▸ **The exercise**:
Repeat all the material exactly; pictures stay out of your copy.

## BEGIN

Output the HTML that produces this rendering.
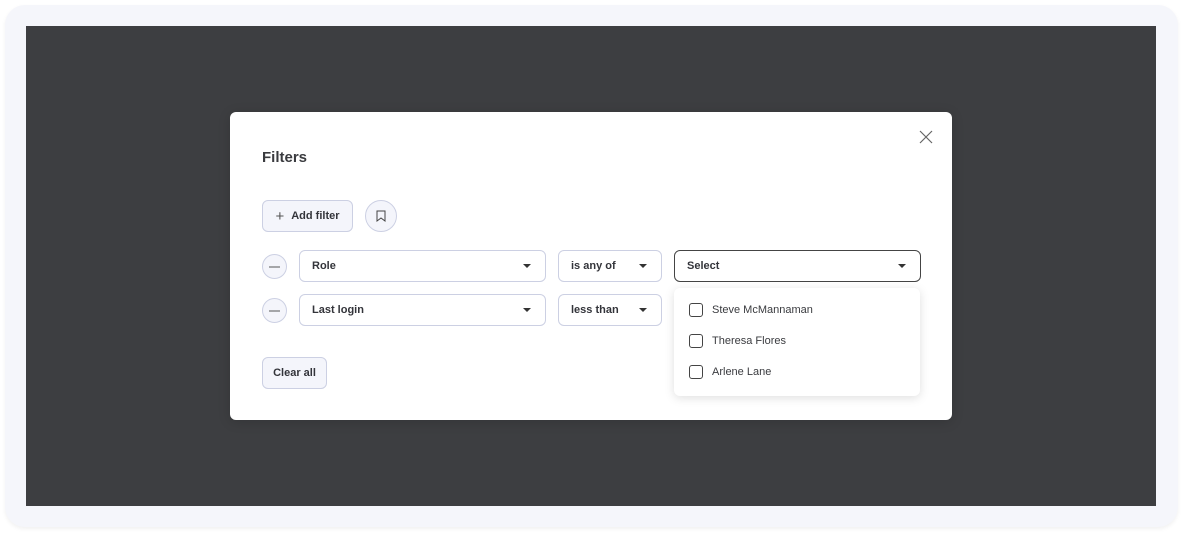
<!DOCTYPE html>
<html><head><style>
*{box-sizing:border-box;margin:0;padding:0}
body{width:1202px;height:551px;background:#fff;font-family:"Liberation Sans",sans-serif;position:relative;overflow:hidden}
.frame{position:absolute;left:5px;top:5px;width:1173px;height:522px;background:#f5f6fb;border-radius:20px;box-shadow:0 2px 4px rgba(0,0,0,.06)}
.dark{position:absolute;left:26px;top:26px;width:1130px;height:480px;background:#3d3e41}
.modal{position:absolute;left:230px;top:112px;width:722px;height:308px;background:#fff;border-radius:6px;box-shadow:0 2px 12px rgba(0,0,0,.15)}
.a{position:absolute}
.title{left:262px;top:149px;font-size:15px;font-weight:bold;color:#3a3b3f}
.btn{background:#f4f5fb;border:1px solid #ccd0e3;border-radius:6px;font-size:11px;font-weight:bold;color:#33343a;display:flex;align-items:center;justify-content:center}
.circ{border:1px solid #ccd0e3;border-radius:50%;background:#f4f5fb;display:flex;align-items:center;justify-content:center}
.sel{border:1px solid #ccd0e3;border-radius:6px;background:#fff;font-size:11px;font-weight:bold;color:#33343a;display:flex;align-items:center;padding-left:12px}
.sel:after{content:"";position:absolute;right:14px;top:13px;border-left:4px solid transparent;border-right:4px solid transparent;border-top:4px solid #333}
.dd{left:674px;top:288px;width:246px;height:108px;background:#fff;border-radius:6px;box-shadow:0 2px 10px rgba(0,0,0,.13)}
.item{position:absolute;left:15px;font-size:11px;color:#3a3b3f;display:flex;align-items:center}
.item i{display:inline-block;width:14px;height:14px;border:1.3px solid #444;border-radius:3px;margin-right:9px}
</style></head><body>
<div class="frame"></div>
<div class="dark"></div>
<div class="modal"></div>
<svg class="a" style="left:919px;top:130px" width="14" height="14"><path d="M1 1L13 13M13 1L1 13" stroke="#666" stroke-width="1.2"/></svg>
<div class="a title">Filters</div>
<div class="a btn" style="left:262px;top:200px;width:91px;height:32px"><span style="font-weight:normal;font-size:15px;margin-right:7px;color:#555">+</span>Add filter</div>
<div class="a circ" style="left:365px;top:200px;width:32px;height:32px"><svg width="10" height="12"><path d="M1 1H9V11L5 8L1 11Z" fill="none" stroke="#444" stroke-width="1"/></svg></div>
<div class="a circ" style="left:262px;top:254px;width:25px;height:25px"><svg width="11" height="2"><path d="M0 1H11" stroke="#444" stroke-width="0.9"/></svg></div>
<div class="a circ" style="left:262px;top:298px;width:25px;height:25px"><svg width="11" height="2"><path d="M0 1H11" stroke="#444" stroke-width="0.9"/></svg></div>
<div class="a sel" style="left:299px;top:250px;width:247px;height:32px">Role</div>
<div class="a sel" style="left:558px;top:250px;width:104px;height:32px">is any of</div>
<div class="a sel" style="left:674px;top:250px;width:247px;height:32px;border-color:#444">Select</div>
<div class="a sel" style="left:299px;top:294px;width:247px;height:32px">Last login</div>
<div class="a sel" style="left:558px;top:294px;width:104px;height:32px">less than</div>
<div class="a btn" style="left:262px;top:357px;width:65px;height:32px">Clear all</div>
<div class="a dd">
<div class="item" style="top:15px"><i></i>Steve McMannaman</div>
<div class="item" style="top:46px"><i></i>Theresa Flores</div>
<div class="item" style="top:77px"><i></i>Arlene Lane</div>
</div>
</body></html>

## END

▸ **Correct result**:
Output the HTML that produces this rendering.
<!DOCTYPE html>
<html><head><style>
*{box-sizing:border-box;margin:0;padding:0}
body{width:1202px;height:551px;background:#fff;font-family:"Liberation Sans",sans-serif;position:relative;overflow:hidden}
.frame{position:absolute;left:5px;top:5px;width:1173px;height:522px;background:#f5f6fb;border-radius:20px;box-shadow:0 2px 4px rgba(0,0,0,.06)}
.dark{position:absolute;left:26px;top:26px;width:1130px;height:480px;background:#3d3e41}
.modal{position:absolute;left:230px;top:112px;width:722px;height:308px;background:#fff;border-radius:6px;box-shadow:0 2px 12px rgba(0,0,0,.15)}
.a{position:absolute}
.title{left:262px;top:149px;font-size:15px;font-weight:bold;color:#3a3b3f}
.btn{background:#f4f5fb;border:1px solid #ccd0e3;border-radius:6px;font-size:11px;font-weight:bold;color:#33343a;display:flex;align-items:center;justify-content:center}
.circ{border:1px solid #ccd0e3;border-radius:50%;background:#f4f5fb;display:flex;align-items:center;justify-content:center}
.sel{border:1px solid #ccd0e3;border-radius:6px;background:#fff;font-size:11px;font-weight:bold;color:#33343a;display:flex;align-items:center;padding-left:12px}
.sel:after{content:"";position:absolute;right:14px;top:13px;border-left:4px solid transparent;border-right:4px solid transparent;border-top:4px solid #333}
.dd{left:674px;top:288px;width:246px;height:108px;background:#fff;border-radius:6px;box-shadow:0 2px 10px rgba(0,0,0,.13)}
.item{position:absolute;left:15px;font-size:11px;color:#3a3b3f;display:flex;align-items:center}
.item i{display:inline-block;width:14px;height:14px;border:1.3px solid #444;border-radius:3px;margin-right:9px}
</style></head><body>
<div class="frame"></div>
<div class="dark"></div>
<div class="modal"></div>
<svg class="a" style="left:919px;top:130px" width="14" height="14"><path d="M1 1L13 13M13 1L1 13" stroke="#666" stroke-width="1.2"/></svg>
<div class="a title">Filters</div>
<div class="a btn" style="left:262px;top:200px;width:91px;height:32px"><span style="font-weight:normal;font-size:15px;margin-right:7px;color:#555">+</span>Add filter</div>
<div class="a circ" style="left:365px;top:200px;width:32px;height:32px"><svg width="10" height="12"><path d="M1 1H9V11L5 8L1 11Z" fill="none" stroke="#444" stroke-width="1"/></svg></div>
<div class="a circ" style="left:262px;top:254px;width:25px;height:25px"><svg width="11" height="2"><path d="M0 1H11" stroke="#444" stroke-width="0.9"/></svg></div>
<div class="a circ" style="left:262px;top:298px;width:25px;height:25px"><svg width="11" height="2"><path d="M0 1H11" stroke="#444" stroke-width="0.9"/></svg></div>
<div class="a sel" style="left:299px;top:250px;width:247px;height:32px">Role</div>
<div class="a sel" style="left:558px;top:250px;width:104px;height:32px">is any of</div>
<div class="a sel" style="left:674px;top:250px;width:247px;height:32px;border-color:#444">Select</div>
<div class="a sel" style="left:299px;top:294px;width:247px;height:32px">Last login</div>
<div class="a sel" style="left:558px;top:294px;width:104px;height:32px">less than</div>
<div class="a btn" style="left:262px;top:357px;width:65px;height:32px">Clear all</div>
<div class="a dd">
<div class="item" style="top:15px"><i></i>Steve McMannaman</div>
<div class="item" style="top:46px"><i></i>Theresa Flores</div>
<div class="item" style="top:77px"><i></i>Arlene Lane</div>
</div>
</body></html>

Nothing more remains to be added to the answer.